- What the task asks
Give the number of lines holding the string "styles", and nothing else.

[Data listing]
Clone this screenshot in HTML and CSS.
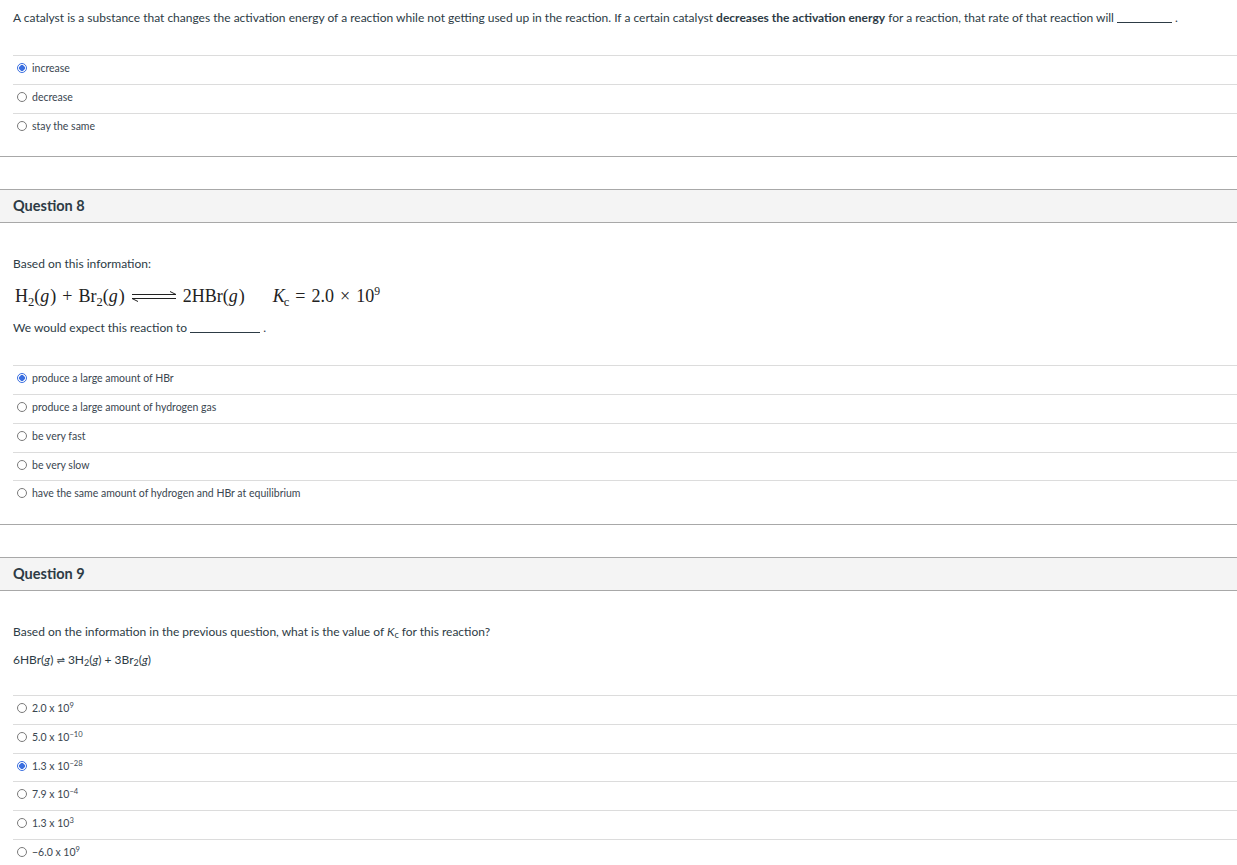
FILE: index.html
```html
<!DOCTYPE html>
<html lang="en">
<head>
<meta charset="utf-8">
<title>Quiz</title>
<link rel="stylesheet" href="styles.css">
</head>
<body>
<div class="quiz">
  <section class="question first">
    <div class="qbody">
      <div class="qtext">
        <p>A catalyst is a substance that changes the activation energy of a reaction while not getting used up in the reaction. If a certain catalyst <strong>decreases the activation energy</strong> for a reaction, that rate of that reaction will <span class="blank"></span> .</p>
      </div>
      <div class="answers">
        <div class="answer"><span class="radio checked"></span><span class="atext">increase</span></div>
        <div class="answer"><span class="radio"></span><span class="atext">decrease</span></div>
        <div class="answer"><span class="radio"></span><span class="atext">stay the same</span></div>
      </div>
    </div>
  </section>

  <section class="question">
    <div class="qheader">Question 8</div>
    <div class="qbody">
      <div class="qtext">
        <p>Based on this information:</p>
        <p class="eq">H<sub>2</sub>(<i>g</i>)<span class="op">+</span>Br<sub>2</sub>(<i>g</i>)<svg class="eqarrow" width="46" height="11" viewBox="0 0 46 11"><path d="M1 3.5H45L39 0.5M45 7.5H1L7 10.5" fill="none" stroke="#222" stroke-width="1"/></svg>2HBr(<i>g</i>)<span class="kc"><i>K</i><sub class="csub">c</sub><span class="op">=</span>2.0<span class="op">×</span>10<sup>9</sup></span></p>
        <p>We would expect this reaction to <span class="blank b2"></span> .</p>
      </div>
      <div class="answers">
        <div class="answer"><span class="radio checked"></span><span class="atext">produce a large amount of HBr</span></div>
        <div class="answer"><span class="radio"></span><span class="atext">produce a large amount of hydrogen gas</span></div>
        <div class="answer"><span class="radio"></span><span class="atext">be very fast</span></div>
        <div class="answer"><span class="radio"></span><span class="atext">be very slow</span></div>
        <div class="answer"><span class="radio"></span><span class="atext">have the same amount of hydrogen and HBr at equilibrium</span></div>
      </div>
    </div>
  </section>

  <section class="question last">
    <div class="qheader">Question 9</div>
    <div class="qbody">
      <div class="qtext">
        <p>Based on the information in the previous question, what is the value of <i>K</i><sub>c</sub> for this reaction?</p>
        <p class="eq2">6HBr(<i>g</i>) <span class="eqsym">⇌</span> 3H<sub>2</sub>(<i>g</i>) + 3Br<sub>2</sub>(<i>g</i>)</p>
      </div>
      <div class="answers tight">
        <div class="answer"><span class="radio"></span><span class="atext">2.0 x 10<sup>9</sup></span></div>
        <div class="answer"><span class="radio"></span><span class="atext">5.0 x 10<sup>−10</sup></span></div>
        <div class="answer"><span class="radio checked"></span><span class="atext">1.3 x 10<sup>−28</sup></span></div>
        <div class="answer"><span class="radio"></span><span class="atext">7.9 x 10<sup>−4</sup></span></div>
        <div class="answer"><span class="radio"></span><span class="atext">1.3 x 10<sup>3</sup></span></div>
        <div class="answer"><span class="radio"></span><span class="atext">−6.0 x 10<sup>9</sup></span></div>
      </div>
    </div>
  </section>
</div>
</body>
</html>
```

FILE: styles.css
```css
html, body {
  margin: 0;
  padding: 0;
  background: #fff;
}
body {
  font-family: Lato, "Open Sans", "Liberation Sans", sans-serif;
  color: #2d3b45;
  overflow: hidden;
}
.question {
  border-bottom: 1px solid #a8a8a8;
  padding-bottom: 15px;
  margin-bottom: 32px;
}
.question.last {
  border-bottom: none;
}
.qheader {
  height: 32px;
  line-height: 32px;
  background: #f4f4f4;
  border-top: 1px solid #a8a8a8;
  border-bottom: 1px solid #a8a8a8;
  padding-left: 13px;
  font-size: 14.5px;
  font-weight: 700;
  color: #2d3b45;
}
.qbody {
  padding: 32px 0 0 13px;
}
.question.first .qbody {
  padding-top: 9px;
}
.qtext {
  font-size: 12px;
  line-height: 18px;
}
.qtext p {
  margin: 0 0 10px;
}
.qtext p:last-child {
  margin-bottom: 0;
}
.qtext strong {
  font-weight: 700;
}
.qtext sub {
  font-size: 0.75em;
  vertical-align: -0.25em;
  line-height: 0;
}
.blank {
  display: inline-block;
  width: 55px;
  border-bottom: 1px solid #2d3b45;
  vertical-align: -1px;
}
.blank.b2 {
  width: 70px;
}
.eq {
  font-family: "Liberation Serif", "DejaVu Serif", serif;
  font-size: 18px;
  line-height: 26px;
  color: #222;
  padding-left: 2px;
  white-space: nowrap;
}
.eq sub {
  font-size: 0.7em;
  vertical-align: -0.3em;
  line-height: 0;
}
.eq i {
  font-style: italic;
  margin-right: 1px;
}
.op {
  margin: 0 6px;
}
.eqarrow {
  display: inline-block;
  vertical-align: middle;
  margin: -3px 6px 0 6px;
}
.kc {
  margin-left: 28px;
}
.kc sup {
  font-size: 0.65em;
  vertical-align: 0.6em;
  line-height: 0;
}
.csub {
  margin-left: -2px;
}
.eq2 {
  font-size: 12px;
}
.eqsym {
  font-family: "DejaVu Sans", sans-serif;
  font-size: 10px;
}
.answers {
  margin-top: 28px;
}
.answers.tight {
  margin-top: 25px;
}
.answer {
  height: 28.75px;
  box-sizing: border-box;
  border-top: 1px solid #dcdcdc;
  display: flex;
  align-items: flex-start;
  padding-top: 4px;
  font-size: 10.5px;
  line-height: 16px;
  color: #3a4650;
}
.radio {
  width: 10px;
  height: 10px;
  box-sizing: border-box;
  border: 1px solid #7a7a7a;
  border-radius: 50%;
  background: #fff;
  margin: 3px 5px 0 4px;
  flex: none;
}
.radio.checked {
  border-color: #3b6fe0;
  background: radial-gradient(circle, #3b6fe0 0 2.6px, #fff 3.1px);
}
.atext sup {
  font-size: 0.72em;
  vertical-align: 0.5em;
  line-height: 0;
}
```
...
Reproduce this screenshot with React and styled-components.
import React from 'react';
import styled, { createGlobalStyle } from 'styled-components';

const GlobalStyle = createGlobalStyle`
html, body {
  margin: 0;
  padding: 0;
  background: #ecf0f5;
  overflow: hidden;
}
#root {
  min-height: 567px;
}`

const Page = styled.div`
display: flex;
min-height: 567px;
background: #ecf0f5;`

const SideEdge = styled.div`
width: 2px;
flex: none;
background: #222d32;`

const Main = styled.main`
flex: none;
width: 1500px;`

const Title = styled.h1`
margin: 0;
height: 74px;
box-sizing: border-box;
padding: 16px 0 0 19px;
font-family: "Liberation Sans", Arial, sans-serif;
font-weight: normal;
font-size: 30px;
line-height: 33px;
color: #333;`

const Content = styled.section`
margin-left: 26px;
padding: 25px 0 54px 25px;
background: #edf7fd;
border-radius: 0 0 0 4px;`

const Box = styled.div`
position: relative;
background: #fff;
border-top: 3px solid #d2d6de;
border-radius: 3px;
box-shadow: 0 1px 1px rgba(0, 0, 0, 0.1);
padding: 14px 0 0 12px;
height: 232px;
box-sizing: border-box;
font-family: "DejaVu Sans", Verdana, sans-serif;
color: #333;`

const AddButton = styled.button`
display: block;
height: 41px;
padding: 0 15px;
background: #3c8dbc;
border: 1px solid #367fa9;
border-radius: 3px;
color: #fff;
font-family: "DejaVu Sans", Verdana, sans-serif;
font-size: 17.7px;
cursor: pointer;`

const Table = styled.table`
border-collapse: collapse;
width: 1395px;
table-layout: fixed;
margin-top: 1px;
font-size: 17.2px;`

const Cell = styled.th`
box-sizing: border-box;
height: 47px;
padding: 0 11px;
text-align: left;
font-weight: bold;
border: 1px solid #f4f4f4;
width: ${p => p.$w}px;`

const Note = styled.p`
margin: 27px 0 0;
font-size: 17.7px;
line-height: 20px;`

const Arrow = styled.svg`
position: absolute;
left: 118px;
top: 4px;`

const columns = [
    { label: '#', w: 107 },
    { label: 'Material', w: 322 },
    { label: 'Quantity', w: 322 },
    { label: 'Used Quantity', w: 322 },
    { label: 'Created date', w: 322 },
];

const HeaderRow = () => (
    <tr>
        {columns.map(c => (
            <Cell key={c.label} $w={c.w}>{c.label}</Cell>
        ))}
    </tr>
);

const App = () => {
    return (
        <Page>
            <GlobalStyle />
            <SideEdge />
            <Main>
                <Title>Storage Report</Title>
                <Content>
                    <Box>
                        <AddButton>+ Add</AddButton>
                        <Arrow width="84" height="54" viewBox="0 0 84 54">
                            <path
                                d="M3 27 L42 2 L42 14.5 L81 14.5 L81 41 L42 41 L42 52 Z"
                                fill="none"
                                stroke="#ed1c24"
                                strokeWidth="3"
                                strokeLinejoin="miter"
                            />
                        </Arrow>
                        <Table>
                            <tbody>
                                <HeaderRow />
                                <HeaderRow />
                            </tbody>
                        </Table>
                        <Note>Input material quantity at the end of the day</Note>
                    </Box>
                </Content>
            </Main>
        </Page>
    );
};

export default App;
---
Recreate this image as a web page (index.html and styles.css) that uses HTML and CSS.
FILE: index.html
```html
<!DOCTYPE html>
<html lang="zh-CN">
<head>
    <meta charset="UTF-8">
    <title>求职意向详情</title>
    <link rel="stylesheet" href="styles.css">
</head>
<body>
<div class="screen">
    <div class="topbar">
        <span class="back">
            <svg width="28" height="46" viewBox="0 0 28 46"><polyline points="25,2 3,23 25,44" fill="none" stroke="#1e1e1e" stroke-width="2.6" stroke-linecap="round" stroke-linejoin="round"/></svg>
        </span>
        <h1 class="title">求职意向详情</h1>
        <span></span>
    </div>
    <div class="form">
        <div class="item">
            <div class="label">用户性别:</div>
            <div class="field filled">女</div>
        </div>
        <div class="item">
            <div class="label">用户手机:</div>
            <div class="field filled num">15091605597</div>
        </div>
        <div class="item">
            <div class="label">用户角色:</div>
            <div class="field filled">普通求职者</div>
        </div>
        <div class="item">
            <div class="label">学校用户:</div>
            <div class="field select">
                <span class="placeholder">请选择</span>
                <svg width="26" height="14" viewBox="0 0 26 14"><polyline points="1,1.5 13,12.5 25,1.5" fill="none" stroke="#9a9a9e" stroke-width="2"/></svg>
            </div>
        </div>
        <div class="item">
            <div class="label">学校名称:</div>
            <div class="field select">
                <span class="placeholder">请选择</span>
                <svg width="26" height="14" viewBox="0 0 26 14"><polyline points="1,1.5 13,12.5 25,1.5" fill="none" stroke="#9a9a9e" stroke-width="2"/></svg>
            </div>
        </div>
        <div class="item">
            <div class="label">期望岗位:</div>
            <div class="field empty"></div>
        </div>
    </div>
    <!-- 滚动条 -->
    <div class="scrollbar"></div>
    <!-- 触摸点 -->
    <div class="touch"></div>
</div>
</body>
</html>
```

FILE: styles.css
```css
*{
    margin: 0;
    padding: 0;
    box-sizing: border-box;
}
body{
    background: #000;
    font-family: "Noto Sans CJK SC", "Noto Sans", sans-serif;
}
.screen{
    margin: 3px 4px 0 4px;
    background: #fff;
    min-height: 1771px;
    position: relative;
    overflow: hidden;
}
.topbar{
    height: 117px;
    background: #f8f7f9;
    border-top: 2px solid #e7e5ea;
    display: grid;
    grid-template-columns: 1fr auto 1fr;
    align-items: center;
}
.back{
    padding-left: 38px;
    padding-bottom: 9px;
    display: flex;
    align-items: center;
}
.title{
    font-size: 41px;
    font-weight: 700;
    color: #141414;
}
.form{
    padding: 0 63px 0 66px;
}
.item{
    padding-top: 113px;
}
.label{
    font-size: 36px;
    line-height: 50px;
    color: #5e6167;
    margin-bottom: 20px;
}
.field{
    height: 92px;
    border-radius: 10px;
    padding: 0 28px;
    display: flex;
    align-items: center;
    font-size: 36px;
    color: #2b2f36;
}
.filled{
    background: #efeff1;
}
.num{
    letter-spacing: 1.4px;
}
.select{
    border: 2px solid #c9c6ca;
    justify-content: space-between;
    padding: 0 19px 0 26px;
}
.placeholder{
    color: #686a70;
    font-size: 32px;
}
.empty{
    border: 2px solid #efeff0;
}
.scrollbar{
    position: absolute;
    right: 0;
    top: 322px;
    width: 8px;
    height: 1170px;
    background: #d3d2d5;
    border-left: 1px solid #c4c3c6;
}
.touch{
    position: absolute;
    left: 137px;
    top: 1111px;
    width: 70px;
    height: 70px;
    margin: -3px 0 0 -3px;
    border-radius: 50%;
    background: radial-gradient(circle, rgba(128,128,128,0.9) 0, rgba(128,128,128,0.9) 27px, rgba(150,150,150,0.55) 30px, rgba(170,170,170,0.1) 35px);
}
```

- Solution to the problem
5